Frequently Asked Questions
How many cash flows can a BAII Plus store?
The BAII Plus Professional stores up to 24 uneven cash flows plus separate frequency counts. If your model exceeds that limit, summarize non-critical small flows or collapse uniform ones using frequencies. For more than 24 distinct values, transition to Excel or the BAII Plus app.
Can I change the compounding assumption?
Within the cash flow worksheet, all discounting occurs once per period as defined by your input. Compounding assumptions are effectively embedded in how you define the period.
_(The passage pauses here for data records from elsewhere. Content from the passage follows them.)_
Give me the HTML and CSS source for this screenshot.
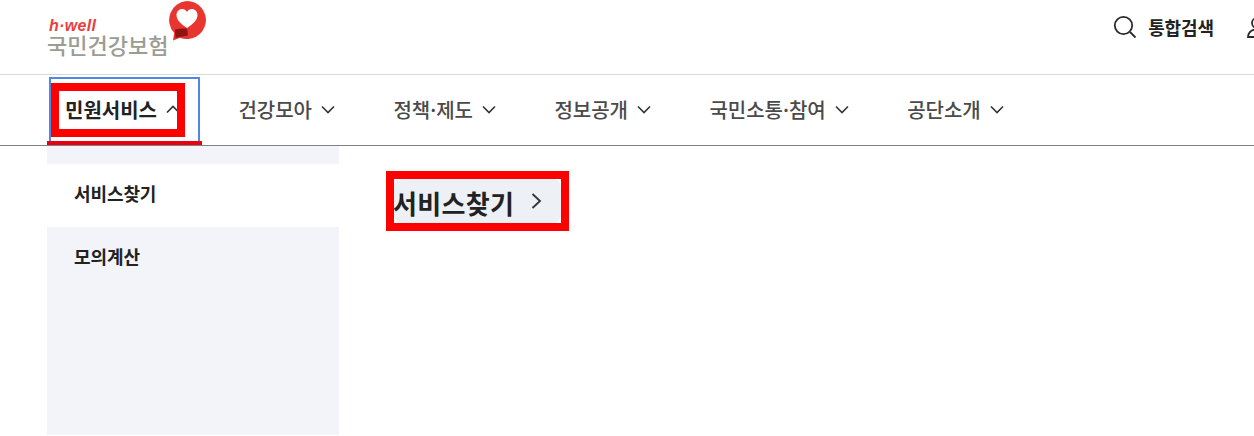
FILE: index.html
```html
<!DOCTYPE html>
<html lang="ko">
<head>
  <meta charset="UTF-8">
  <meta name="viewport" content="width=device-width, initial-scale=1.0">
  <title>국민건강보험</title>
  <link rel="stylesheet" href="styles.css">
</head>
<body>
  <header class="top-bar">
    <a class="logo" href="#">
      <span class="logo-text">
        <em class="logo-hwell">h·well</em>
        <span class="logo-name">국민건강보험</span>
      </span>
      <svg class="logo-mark" width="40" height="42" viewBox="0 0 40 42">
        <path d="M20 1a19 19 0 1 1-7 36.700L6 40.500l1.200-7.600A19 19 0 0 1 20 1z" fill="#e8352f"/>
        <path d="M20 28c-7-4.500-10.500-8.500-10.500-13 0-3.600 2.600-6 5.700-6 2 0 3.700 1 4.800 3 1.100-2 2.800-3 4.800-3 3.100 0 5.700 2.400 5.700 6 0 4.500-3.500 8.500-10.500 13z" fill="#fff"/>
        <path d="M8 29.500l6.500-1 5.500 0 1 7-8.500 1.500-4 1z" fill="#8f1414"/>
      </svg>
    </a>
    <div class="tools">
      <a class="search" href="#">
        <svg width="24" height="24" viewBox="0 0 24 24" fill="none" stroke="#2b2b2b" stroke-width="1.800">
          <circle cx="10.500" cy="10.500" r="8.700"/>
          <path d="M17 17l5.500 5.500"/>
        </svg>
        <span>통합검색</span>
      </a>
      <svg class="user" width="24" height="24" viewBox="0 0 24 24" fill="none" stroke="#2b2b2b" stroke-width="1.800">
        <circle cx="12" cy="8" r="5"/>
        <path d="M3 22c.5-5 4-7.500 9-7.500s8.500 2.500 9 7.500z"/>
      </svg>
    </div>
  </header>

  <nav class="gnb">
    <a class="gnb-item active" href="#">
      민원서비스
      <svg class="chev" width="14" height="9" viewBox="0 0 14 9"><path d="M1 7.500l6-6 6 6"/></svg>
      <span class="mark mark-gnb"></span>
    </a>
    <a class="gnb-item" href="#">건강모아 <svg class="chev" width="14" height="9" viewBox="0 0 14 9"><path d="M1 1.500l6 6 6-6"/></svg></a>
    <a class="gnb-item" href="#">정책·제도 <svg class="chev" width="14" height="9" viewBox="0 0 14 9"><path d="M1 1.500l6 6 6-6"/></svg></a>
    <a class="gnb-item" href="#">정보공개 <svg class="chev" width="14" height="9" viewBox="0 0 14 9"><path d="M1 1.500l6 6 6-6"/></svg></a>
    <a class="gnb-item" href="#">국민소통·참여 <svg class="chev" width="14" height="9" viewBox="0 0 14 9"><path d="M1 1.500l6 6 6-6"/></svg></a>
    <a class="gnb-item" href="#">공단소개 <svg class="chev" width="14" height="9" viewBox="0 0 14 9"><path d="M1 1.500l6 6 6-6"/></svg></a>
  </nav>

  <section class="panel">
    <ul class="side">
      <li class="side-item current">서비스찾기</li>
      <li class="side-item">모의계산</li>
    </ul>
    <div class="content">
      <a class="service-link" href="#">
        <span class="service-text">서비스찾기</span>
        <svg width="11" height="18" viewBox="0 0 11 18" fill="none" stroke="#333" stroke-width="1.800"><path d="M1.500 2l7.500 7-7.500 7"/></svg>
        <span class="mark mark-link"></span>
      </a>
    </div>
  </section>
</body>
</html>
```

FILE: styles.css
```css
* { margin: 0; padding: 0; box-sizing: border-box; }

html, body { height: 100%; overflow: hidden; }

body {
  font-family: "Noto Sans CJK KR", "Noto Sans", sans-serif;
  background: #fff;
  color: #222;
}

a { color: inherit; text-decoration: none; }

.top-bar {
  height: 75px;
  border-bottom: 1px solid #d9d9d9;
  padding-left: 47px;
  display: flex;
  justify-content: space-between;
}

.logo { display: flex; align-items: flex-start; }

.logo-text {
  display: flex;
  flex-direction: column;
  padding-top: 18px;
}

.logo-hwell {
  font-family: "Liberation Sans", sans-serif;
  font-weight: 700;
  font-size: 16px;
  line-height: 15px;
  letter-spacing: 0.3px;
  padding-left: 2px;
  color: #e8403c;
}

.logo-name {
  font-size: 22px;
  font-weight: 500;
  line-height: 22px;
  color: #9b9c94;
}

.logo-mark { margin: 0 0 0 -1px; }

.tools {
  display: flex;
  align-items: flex-start;
  gap: 31px;
  margin-right: -15px;
  padding-top: 15px;
}

.search {
  display: flex;
  align-items: center;
  gap: 11px;
  font-size: 18px;
  font-weight: 700;
  line-height: 24px;
  letter-spacing: -0.1px;
  color: #222;
}

.gnb {
  height: 71px;
  border-bottom: 1px solid #808080;
  padding-left: 49px;
  display: flex;
  align-items: flex-start;
  gap: 22.4px;
}

.gnb-item {
  position: relative;
  height: 66px;
  margin-top: 2px;
  padding: 0 20px 2px 16px;
  display: flex;
  align-items: center;
  gap: 9px;
  font-size: 20px;
  font-weight: 500;
  color: #4a4a4a;
  white-space: nowrap;
}

.gnb-item.active {
  font-weight: 700;
  color: #222;
  outline: 2px solid #4f86e8;
  outline-offset: -2px;
}

.gnb-item.active::after {
  content: "";
  position: absolute;
  left: -2px;
  right: -2px;
  bottom: -2px;
  height: 4px;
  background: #e60012;
  z-index: 1;
}

.chev { fill: none; stroke: #333; stroke-width: 1.6; }

.mark { position: absolute; border: 8px solid #f00; }

.mark-gnb { left: 2px; top: 6px; width: 134px; height: 54px; }

.panel {
  display: flex;
  height: 289px;
  padding-left: 47px;
}

.side {
  width: 292px;
  list-style: none;
  background: #f3f4f9;
  padding-top: 18px;
}

.side-item {
  height: 63px;
  padding: 11px 0 0 27px;
  font-size: 18px;
  font-weight: 700;
  line-height: 36px;
  letter-spacing: -0.1px;
  color: #222;
}

.side-item.current { background: #fff; }

.content { padding: 33px 0 0 55px; }

.service-link {
  position: relative;
  display: flex;
  align-items: center;
  gap: 17px;
  width: 167px;
  height: 44px;
  border-radius: 8px;
  background: #edf0f5;
  font-size: 26px;
  font-weight: 700;
  color: #222;
}

.service-text {
  margin: 2px 0 0 -1px;
  letter-spacing: 0.3px;
}

.mark-link { left: -8px; top: -8px; width: 183px; height: 60px; }
```
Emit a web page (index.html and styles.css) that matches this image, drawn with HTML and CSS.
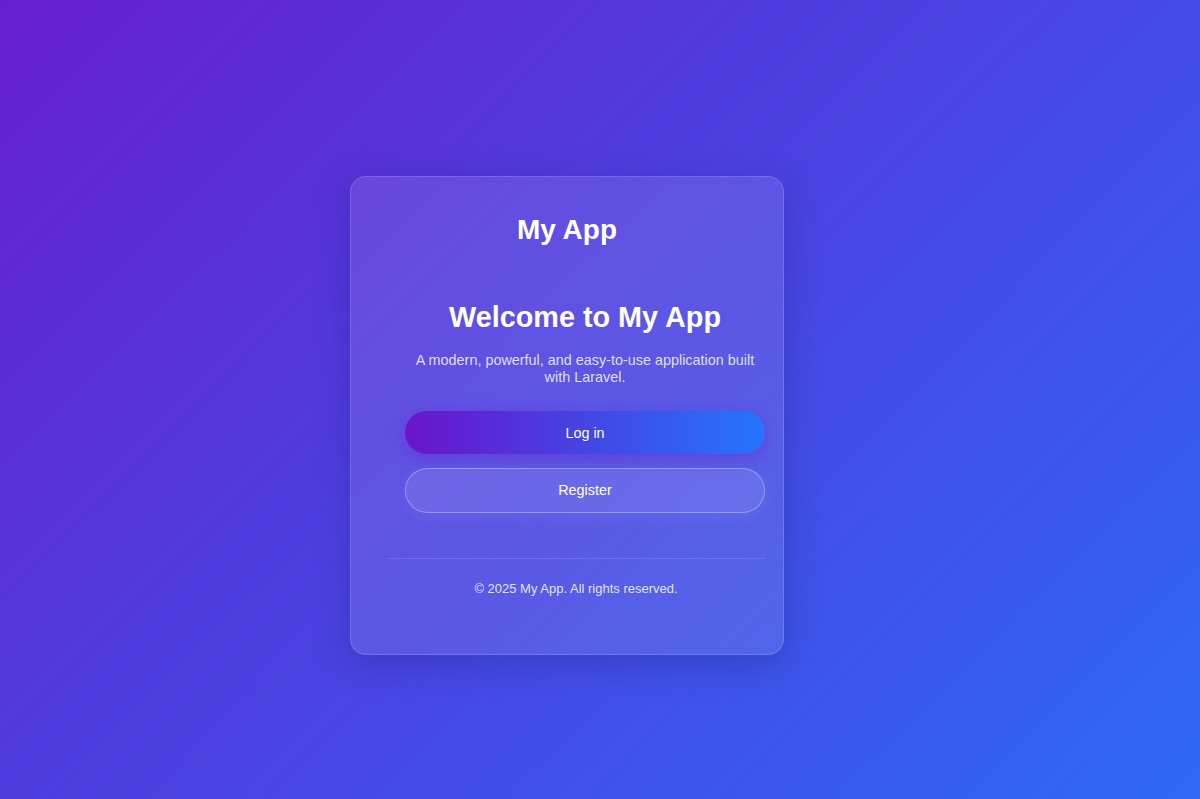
FILE: index.html
```html
<!DOCTYPE html>
<html lang="en">
<head>
<meta charset="utf-8">
<title>My App</title>
<link rel="stylesheet" href="styles.css">
</head>
<body>
<main class="page">
  <section class="card">
    <header class="brand">My App</header>
    <div class="body">
      <div class="hero">
        <h1 class="title">Welcome to My App</h1>
        <p class="subtitle">A modern, powerful, and easy-to-use application built with Laravel.</p>
        <div class="actions">
          <a class="btn btn-primary" href="#">Log in</a>
          <a class="btn btn-secondary" href="#">Register</a>
        </div>
      </div>
      <footer class="footer">© 2025 My App. All rights reserved.</footer>
    </div>
  </section>
</main>
</body>
</html>
```

FILE: styles.css
```css
* { box-sizing: border-box; }
html, body { margin: 0; padding: 0; }
body {
  font-family: "Liberation Sans", Arial, sans-serif;
  color: #fff;
  background: linear-gradient(135deg, #661fd0 0%, #2e69f3 100%);
  min-height: 100vh;
}
.page {
  min-height: 100vh;
  display: flex;
  justify-content: center;
  align-items: flex-start;
  padding: 176px 66px 0 0;
}
.card {
  width: 434px;
  height: 479px;
  background: rgba(255, 255, 255, 0.1);
  border: 1px solid rgba(255, 255, 255, 0.15);
  border-radius: 16px;
  box-shadow: 0 8px 32px 0 rgba(31, 38, 135, 0.37);
  padding: 37px 18px 0 36px;
  display: flex;
  flex-direction: column;
}
.brand {
  font-size: 28px;
  font-weight: 700;
  text-align: center;
  line-height: 32px;
  margin-left: -18px;
}
.body {
  display: flex;
  flex-direction: column;
}
.hero {
  padding-left: 18px;
  margin-top: 55px;
  display: flex;
  flex-direction: column;
  text-align: center;
}
.title {
  margin: 0;
  font-size: 28.8px;
  font-weight: 700;
  line-height: 33px;
}
.subtitle {
  margin: 18px 0 0;
  font-size: 14.4px;
  line-height: 16.5px;
  color: rgba(255, 255, 255, 0.82);
}
.actions {
  margin-top: 26px;
  display: flex;
  flex-direction: column;
  gap: 14px;
}
.btn {
  display: block;
  text-decoration: none;
  color: #fff;
  font-size: 14.4px;
  line-height: 18px;
  border-radius: 999px;
  text-align: center;
}
.btn-primary {
  padding: 13px 0 12px;
  background: linear-gradient(90deg, #6a14cb 0%, #4445e2 50%, #2575fc 100%);
  box-shadow: 0 4px 15px rgba(106, 17, 203, 0.35);
}
.btn-secondary {
  padding: 12px 0;
  height: 45px;
  background: rgba(255, 255, 255, 0.1);
  border: 1px solid rgba(255, 255, 255, 0.3);
  box-shadow: 0 4px 15px rgba(255, 255, 255, 0.08);
}
.footer {
  margin-top: 45px;
  border-top: 1px solid rgba(255, 255, 255, 0.12);
  padding-top: 22px;
  text-align: center;
  font-size: 13px;
  line-height: 15px;
  color: rgba(255, 255, 255, 0.85);
}
```
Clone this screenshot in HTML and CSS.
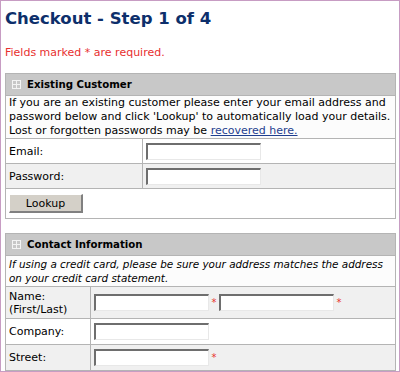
FILE: index.html
```html
<!DOCTYPE html>
<html>
<head>
<meta charset="utf-8">
<link rel="stylesheet" href="styles.css">
</head>
<body>
<div class="frame">
  <h1 class="title">Checkout - Step 1 of 4</h1>
  <p class="required">Fields marked * are required.</p>

  <table class="box">
    <tr><th colspan="2" class="head"><span class="icon"></span>Existing Customer</th></tr>
    <tr><td colspan="2" class="desc">If you are an existing customer please enter your email address and password below and click 'Lookup' to automatically load your details. Lost or forgotten passwords may be <a href="#">recovered here.</a></td></tr>
    <tr><td class="label l1">Email:</td><td class="field"><input class="inp" type="text"></td></tr>
    <tr class="alt"><td class="label l1">Password:</td><td class="field"><input class="inp" type="password"></td></tr>
    <tr><td colspan="2" class="btncell"><button class="btn">Lookup</button></td></tr>
  </table>

  <table class="box box2">
    <tr><th colspan="2" class="head"><span class="icon"></span>Contact Information</th></tr>
    <tr><td colspan="2" class="desc ital">If using a credit card, please be sure your address matches the address on your credit card statement.</td></tr>
    <tr class="alt"><td class="label l2 tall">Name:<br>(First/Last)</td><td class="field"><input class="inp"><span class="ast">*</span><input class="inp"><span class="ast">*</span></td></tr>
    <tr><td class="label l2">Company:</td><td class="field"><input class="inp"></td></tr>
    <tr class="alt"><td class="label l2">Street:</td><td class="field"><input class="inp"><span class="ast">*</span></td></tr>
  </table>
</div>
</body>
</html>
```

FILE: styles.css
```css
html, body { margin: 0; padding: 0; background: #fff; }
body { font-family: "DejaVu Sans", Verdana, sans-serif; font-size: 11px; color: #000; }
.frame {
  box-sizing: border-box;
  width: 400px; height: 372px;
  border: 1px solid #c79cc3;
  padding: 0 4px;
  overflow: hidden;
}
.title {
  margin: 7px 0 0 0;
  font-size: 16.5px; font-weight: bold; color: #0d2f6b; line-height: 22px;
}
.required { margin: 16px 0 0 0; color: #e8302f; font-size: 11px; line-height: 13px; }
.box {
  width: 391px; margin-top: 14px;
  border-collapse: collapse;
  border: 1px solid #a9a9a9;
}
.box2 { margin-top: 14px; }
.box td, .box th { border: 1px solid #b4b4b4; padding: 0; }
.head {
  background: #c8c8c8; text-align: left;
  height: 21px; padding: 0 0 0 6px !important;
  font-size: 10.2px; font-weight: bold;
}
.icon {
  display: inline-block; width: 7px; height: 7px;
  border: 1px solid #f4f4f4;
  margin-right: 6px; vertical-align: -1px;
  background:
    linear-gradient(#f4f4f4, #f4f4f4) center / 1px 100% no-repeat,
    linear-gradient(#f4f4f4, #f4f4f4) center / 100% 1px no-repeat;
}
.desc { padding: 0 3px !important; line-height: 14px; background: #fcfcfc; font-size: 11px; }
.ital { font-style: italic; font-size: 10.4px; padding: 1px 3px !important; }
.desc a { color: #1f3f8f; }
.label { padding: 0 0 0 3px !important; height: 24px; font-size: 11px; }
.l1 { width: 133px; }
.l2 { width: 81px; line-height: 13px; height: 25px; }
.tall { height: 31px; }
.alt td { background: #f0f0f0; }
.field { padding: 0 0 0 3px !important; white-space: nowrap; }
.inp {
  box-sizing: border-box; width: 115px; height: 17px;
  border-style: solid; border-width: 2px 1px 1px 2px;
  border-color: #6e6e6e #e8e8e8 #e8e8e8 #6e6e6e;
  background: #fff; margin: 0; vertical-align: middle; padding: 0;
}
.ast { color: #e8302f; font-size: 10px; display: inline-block; width: 10px; text-align: center; vertical-align: middle; line-height: 10px; }
.btncell { height: 29px; padding: 0 0 0 3px !important; }
.btn {
  width: 74px; height: 19px; padding: 0;
  font-family: "DejaVu Sans", sans-serif; font-size: 11px;
  background: #d4d0c8; color: #000;
  border-style: solid; border-width: 1px 2px 2px 1px;
  border-color: #fff #808080 #808080 #fff;
}
```
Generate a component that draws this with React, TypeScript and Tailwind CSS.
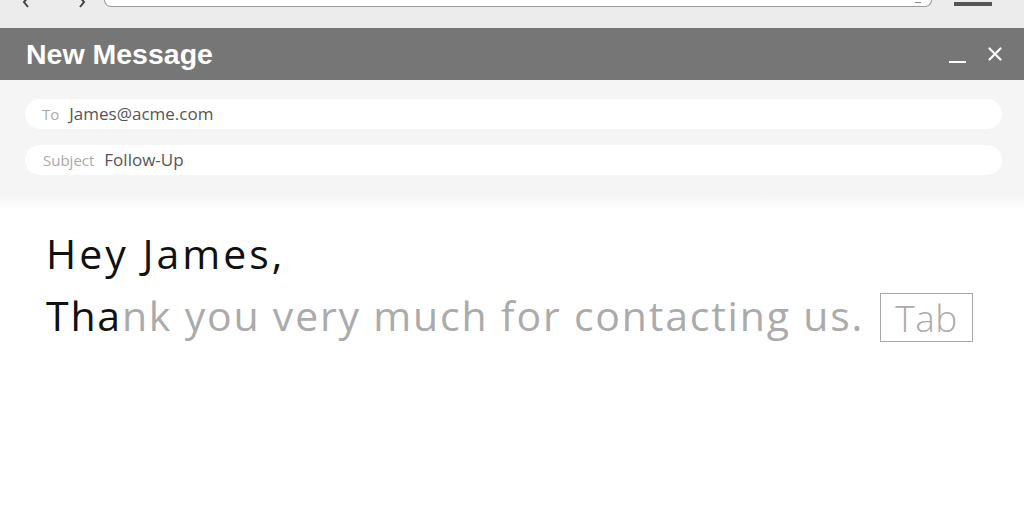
import React from "react";

export default function App() {
  return (
    <div className="w-[1024px] h-[512px] bg-white overflow-hidden flex flex-col" style={{ fontFamily: '"Open Sans", "Noto Sans", sans-serif' }}>
      {/* browser chrome */}
      <div className="h-[28px] bg-[#ececec] flex items-start shrink-0">
        <svg width="12" height="8" viewBox="0 0 12 8" className="ml-[20px]">
          <path d="M9 -4 L4 2 L8 7" stroke="#444" strokeWidth="2" fill="none" />
        </svg>
        <svg width="12" height="8" viewBox="0 0 12 8" className="ml-[44px]">
          <path d="M3 -4 L8 2 L4 7" stroke="#444" strokeWidth="2" fill="none" />
        </svg>
        <div className="ml-[16px] w-[828px] h-[7px] bg-white border-x border-b border-[#9a9a9a] rounded-b-[12px] flex justify-end pr-[10px]">
          <div className="w-[6px] h-[3px] border-b border-[#888]" />
        </div>
        <div className="ml-[22px] mt-[2px] w-[38px] h-[4px] bg-[#555]" />
      </div>

      {/* title bar */}
      <div className="h-[52px] bg-[#767676] flex items-center justify-between pl-[26px] pr-[22px] shrink-0">
        <span className="text-white font-bold text-[28.5px] leading-none" style={{ fontFamily: '"Liberation Sans", Arial, sans-serif' }}>
          New Message
        </span>
        <div className="flex items-center gap-[22px]">
          <div className="w-[17px] h-[2px] bg-white mt-[16px]" />
          <svg width="14" height="14" viewBox="0 0 14 14">
            <path d="M1.5 1.5 L12.5 12.5 M12.5 1.5 L1.5 12.5" stroke="white" strokeWidth="2.2" strokeLinecap="round" />
          </svg>
        </div>
      </div>

      {/* fields */}
      <div className="bg-[#f5f5f5] pt-[19px] pb-[20px] pl-[25px] pr-[22px] flex flex-col gap-[16px] shrink-0">
        <div className="h-[30px] bg-white rounded-full flex items-center pl-[17px]">
          <span className="text-[15px] text-[#aaaaaa] mr-[10px]">To</span>
          <span className="text-[17px] text-[#555555]">James@acme.com</span>
        </div>
        <div className="h-[30px] bg-white rounded-full flex items-center pl-[18px]">
          <span className="text-[15px] text-[#aaaaaa] mr-[10px]">Subject</span>
          <span className="text-[17px] text-[#555555]">Follow-Up</span>
        </div>
      </div>
      <div className="h-[14px] bg-gradient-to-b from-[#f5f5f5] to-white shrink-0" />

      {/* body */}
      <div className="pl-[46px] pt-[13px] flex flex-col text-[41px] leading-[62px] tracking-[1.8px]">
        <div className="text-[#111111] tracking-[3px]">Hey James,</div>
        <div className="flex items-center">
          <span className="text-[#111111]">Tha</span>
          <span className="text-[#ababab]">nk you very much for contacting us.</span>
          <span className="ml-[16px] mt-[4px] border border-[#a8a8a8] h-[49px] w-[93px] justify-center flex items-center text-[37px] leading-none text-[#ababab] font-light tracking-[0.5px]">
            Tab
          </span>
        </div>
      </div>
    </div>
  );
}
If you want monthly compounding on annual flows, convert each annual amount to monthly equivalents or adjust the discount rate accordingly.
What if taxes or depreciation shift the cash flows?
Compute after-tax cash flows in a separate schedule first. The BAII Plus does not auto-calculate depreciation or tax shields; it only consumes the final cash amounts. Tools like MACRS tables from IRS.gov can inform depreciation schedules that eventually feed into the cash flow register.
By leveraging the structures outlined here—clearing the worksheet, carefully setting the discount rate, documenting each cash flow with sign discipline, and validating results—you can transform the BAII Plus into a portable valuation lab. The same logic powers the interactive calculator above, so practicing both interfaces will build intuition, reduce mistakes, and prepare you for any boardroom or exam scenario.